This is technically the November edition, but I have been neck-deep in page proofs for Firstborn. Which were due today.
November was actually a really productive writing month (until page proofs). I found the beginning of The Black Gauntlet, title entirely tentative, and have one prologue and three chapters.
I have more of the Severn book, but some changes from novella structure were necessary. Not as many as I was afraid there would be–but to be fair, I was afraid I would have to ditch all 30k words, so.
I have copy-edits for War incoming today, which will eat some writing time – but War is a June title. So: February 2019 and June 2019 for Firstborn and War.
I made a comment over at Tor.com, on a review of the new GRRM book, which, because I’m not on-line that much, I can’t figure out how to link. So, it is cut and pasted below.
“65. Michelle Sagara
Fri Nov 23, 2018 3:13pm Favorite This
You wouldn’t be okay if you told your kid to clean their bedroom and instead they cleaned a different room. So why is it okay for GRRM to write a different book than is desired?
Because GRRM is *not* my kid. I might tell my kid to do their chores, and have a discussion with them if they don’t–but they’re MY KIDS. They’re not a total stranger whose only intersection with me is the book I buy from a bookstore.
You can’t fire him because you don’t employ him. A reader fires an author by ceasing to read their books–and you’ve done that. But the support – i.e. read his books – or the lack of support – i.e stop reading his books – is all that we as readers are entitled to.”
I’ve spoken about this before. In 2009. It’s almost ten years later, and my thoughts haven’t really changed all that much. Do I feel that my readers are entitled to an end to a series? Yes. Because they took the chance on the start of the series. They took that chance on my books. It’s true that without readers, I wouldn’t be able to finish them. It’s always been true.
But conversely, I don’t actually feel that I am anyone’s employee. I certainly don’t feel that I’m anyone’s child (except my mother, who would probably not be thrilled if I randomly assigned parent roles to total strangers).
I want to talk about this a bit.
It would kill me to be GRRM. It would close to kill me to be Patrick Rothfuss.
Not the success part, of course, and it’s often the success that is seen first, foremost–or at all, which is why most people will not tell you that it would kill them to be either writer.
When I was going through page proofs of Sea of Sorrows, the anxiety and stress of this late book was great enough that I couldn’t look at the published book for six years.

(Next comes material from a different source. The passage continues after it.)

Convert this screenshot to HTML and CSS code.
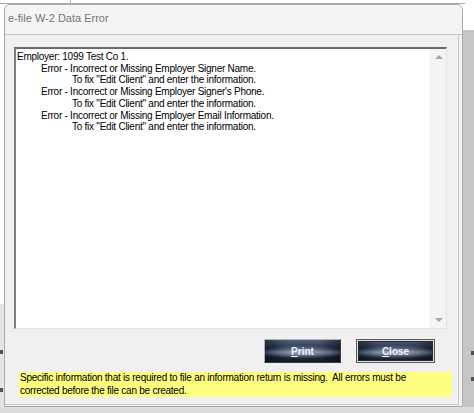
FILE: index.html
```html
<!DOCTYPE html>
<html>
<head>
<meta charset="utf-8">
<link rel="stylesheet" href="styles.css">
</head>
<body>
<div class="desk">
  <div class="topbar"><span class="tick"></span></div>
  <div class="mid">
    <div class="lstrip"><i class="mark m1"></i><i class="mark m2"></i></div>
    <div class="window">
      <div class="titlebar">e-file W-2 Data Error</div>
      <div class="client">
        <div class="listbox">
          <div class="list">
            <div class="l0">Employer: 1099 Test Co 1.</div>
            <div class="l1">Error - Incorrect or Missing Employer Signer Name.</div>
            <div class="l2">To fix "Edit Client" and enter the information.</div>
            <div class="l1">Error - Incorrect or Missing Employer Signer's Phone.</div>
            <div class="l2">To fix "Edit Client" and enter the information.</div>
            <div class="l1">Error - Incorrect or Missing Employer Email Information.</div>
            <div class="l2">To fix "Edit Client" and enter the information.</div>
          </div>
          <div class="scroll">
            <span class="arrow up"></span>
            <span class="arrow down"></span>
          </div>
        </div>
        <div class="buttons">
          <button class="btn print"><u>P</u>rint</button>
          <button class="btn close"><u>C</u>lose</button>
        </div>
        <div class="note">Specific information that is required to file an information return is missing.&nbsp; All errors must be<br>corrected before the file can be created.</div>
      </div>
    </div>
    <div class="rstrip"><i class="mark r1"></i><i class="mark r2"></i></div>
  </div>
  <div class="bottombar"></div>
</div>
</body>
</html>
```

FILE: styles.css
```css
html, body {
  margin: 0;
  padding: 0;
  background: #ffffff;
}
.desk {
  width: 474px;
  height: 413px;
  overflow: hidden;
  display: flex;
  flex-direction: column;
  font-family: "Liberation Sans", Arial, sans-serif;
}
.topbar {
  height: 3px;
  border-bottom: 1px solid #a8a8a8;
  margin-right: 9px;
  position: relative;
  flex: none;
}
.tick {
  position: absolute;
  left: 70px;
  top: 0;
  width: 1px;
  height: 3px;
  background: #b0b0b0;
}
.mid {
  display: flex;
  height: 403px;
  flex: none;
}
.lstrip {
  width: 4px;
  flex: none;
  position: relative;
  background: linear-gradient(#ffffff 0, #ffffff 300px, #e4e4e4 300px);
}
.mark {
  position: absolute;
  display: block;
  background: #505050;
}
.m1 { left: 0; top: 346px; width: 3px; height: 4px; }
.m2 { left: 0; top: 384px; width: 3px; height: 4px; }
.window {
  width: 459px;
  flex: none;
  box-sizing: border-box;
  border: 1px solid #a9a9a9;
  border-radius: 6px 6px 0 0;
  background: #f2f2f2;
  display: flex;
  flex-direction: column;
}
.titlebar {
  border-bottom: 1px solid #c4c4c4;
  display: flex;
  align-items: center;
  padding: 0 0 3px 3px;
  box-sizing: border-box;
  height: 30px;
  color: #747474;
  font-size: 11px;
  background: #f4f4f4;
  border-radius: 6px 6px 0 0;
}
.client {
  flex: 1;
  margin-right: 3px;
  border-right: 1px solid #c8c8c8;
  border-bottom: 1px solid #c8c8c8;
  margin-bottom: 1px;
  background: #f0f0f0;
  display: flex;
  flex-direction: column;
}
.listbox {
  margin: 12px 11px 0 9px;
  height: 282px;
  box-sizing: border-box;
  border-top: 2px solid #6a6a6a;
  border-left: 2px solid #7c7c7c;
  border-right: 1px solid #e4e4e4;
  border-bottom: 1px solid #e4e4e4;
  background: #ffffff;
  display: flex;
}
.list {
  flex: 1;
  padding: 2px 0 0 1px;
  font-family: "Liberation Sans", Arial, sans-serif;
  font-size: 10px;
  letter-spacing: -0.25px;
  line-height: 11.7px;
  color: #000;
  white-space: nowrap;
}
.l1 { padding-left: 24px; }
.l2 { padding-left: 55px; }
.scroll {
  width: 15px;
  flex: none;
  background: #f4f4f4;
  border-left: 1px solid #ececec;
  display: flex;
  flex-direction: column;
  justify-content: space-between;
  align-items: center;
}
.arrow {
  display: block;
  width: 0;
  height: 0;
  border-left: 4px solid transparent;
  border-right: 4px solid transparent;
}
.up {
  margin-top: 6px;
  border-bottom: 4px solid #a6a6a6;
}
.down {
  margin-bottom: 6px;
  border-top: 4px solid #a6a6a6;
}
.buttons {
  margin-top: 10px;
  display: flex;
  justify-content: flex-end;
  gap: 15px;
  padding-right: 23px;
}
.btn {
  height: 24px;
  box-sizing: border-box;
  padding: 0;
  margin: 0;
  font-family: "Liberation Sans", Arial, sans-serif;
  font-weight: bold;
  font-size: 10px;
  color: #eef0fa;
  background:
    radial-gradient(ellipse 55% 32% at 50% 54%, rgba(175, 190, 215, 0.8), rgba(120, 140, 170, 0) 100%),
    linear-gradient(to right, rgba(8, 12, 20, 0.55), rgba(8, 12, 20, 0) 28%, rgba(8, 12, 20, 0) 72%, rgba(8, 12, 20, 0.55)),
    linear-gradient(#56627a 0%, #34405a 26%, #1c2436 42%, #52627c 56%, #1d2636 76%, #141a26 100%);
}
.print {
  width: 77px;
  border: 1px solid;
  border-color: #b4b4b4 #3c3c3c #3c3c3c #b4b4b4;
}
.close {
  width: 79px;
  border: 1px solid #5a5a5a;
  box-shadow: inset 0 0 0 1px #dedede, inset 0 0 0 2px #2a2a2a;
}
.note {
  margin: 9px 6px 0 14px;
  height: 25px;
  box-sizing: border-box;
  background: #fdfd80;
  padding: 0 0 0 1px;
  font-family: "Liberation Sans", Arial, sans-serif;
  font-size: 10px;
  letter-spacing: -0.25px;
  line-height: 12.5px;
  color: #000;
  white-space: nowrap;
}
.rstrip {
  flex: 1;
  position: relative;
  background: linear-gradient(#ffffff 0, #ffffff 26px, #c6c6c6 26px);
}
.r1 { right: 0; top: 347px; width: 3px; height: 4px; }
.r2 { right: 0; top: 373px; width: 3px; height: 4px; }
.bottombar {
  flex: 1;
  background: #dcdcdc;
}
```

This was going to be my next book? This book? Everyone was going to read it and everyone was going to hate it and everyone was going to say, I waited 2.5 years for THIS? I wanted to throw it all out. To throw it out and start it over. But Sheila said No, I was wrong. This is probably the only reason that the book escaped my house. I was so stressed out I couldn’t see the book clearly.
You can’t really talk about this in public, because some readers believe that you are deliberately turning out garbage because you don’t care about them. You have to be careful, because, in fact, the opposite is true.
Some readers do think it’s as simple as turning on a tap. You need a glass of water? Get off your butt and go to the sink! But… it’s not that simple. Sadly. Writing comes from a blend of emotional and intellectual brain space. When your emotional space is out of whack – say, because you know people have been waiting for this, and waiting, and waiting, and you’re desperately afraid of disappointing the expectations that have been (sometimes less than quietly) building for literally years…
Every sentence is under the gun. We all write a sentence at a time. If every period causes you to go back and look at the sentence, if every pause dumps you into a minefield of doubt, it’s paralyzing.
The voice of your book is swamped and overwhelmed by the Voice of Doom that is fear and anxiety. You need to be certain that this will be worth it to readers. And, in front of your computer, that sentence on the screen… you’re suddenly certain that it isn’t. It’s not good enough. You can do better.
You can do better.
So… you fix that sentence. No problem, right? But then you look at the whole scene.
And the scene is flat. It’s wrong. It’s not going to pay out the anticipation. You will be nothing but a disappointment and people who loved your early books will fall out of love with your books. And and and and…
Sea of Sorrows is, at the remove of many years, one of my favorite of the volumes that comprise Sun Sword.
And yes, Firstborn is even later. It will be 3.75 years from the date that Oracle was published. It’s 3.75 years. Not 7. Not 8.
This is why I tend to stay off the internet, as well. When I can just focus on the writing itself–and not the pressure and not the fear of failure and the building anxiety–it is much easier to write the book I want to write.
I can hear the voice of the book, and not the voice of my fears. The two don’t really go together well =/.
If I were GRRM or Pat Rothfuss, I’m not sure I wouldn’t be trapped in an iterative rewrite, a constant purge of the words that do exist. I’m not sure that I wouldn’t pull the book back and throw it out and start it again, because this time, I would get it right. I’m not sure that Sheila’s reaction would be enough to somehow get me back to the place where I trust myself and my story.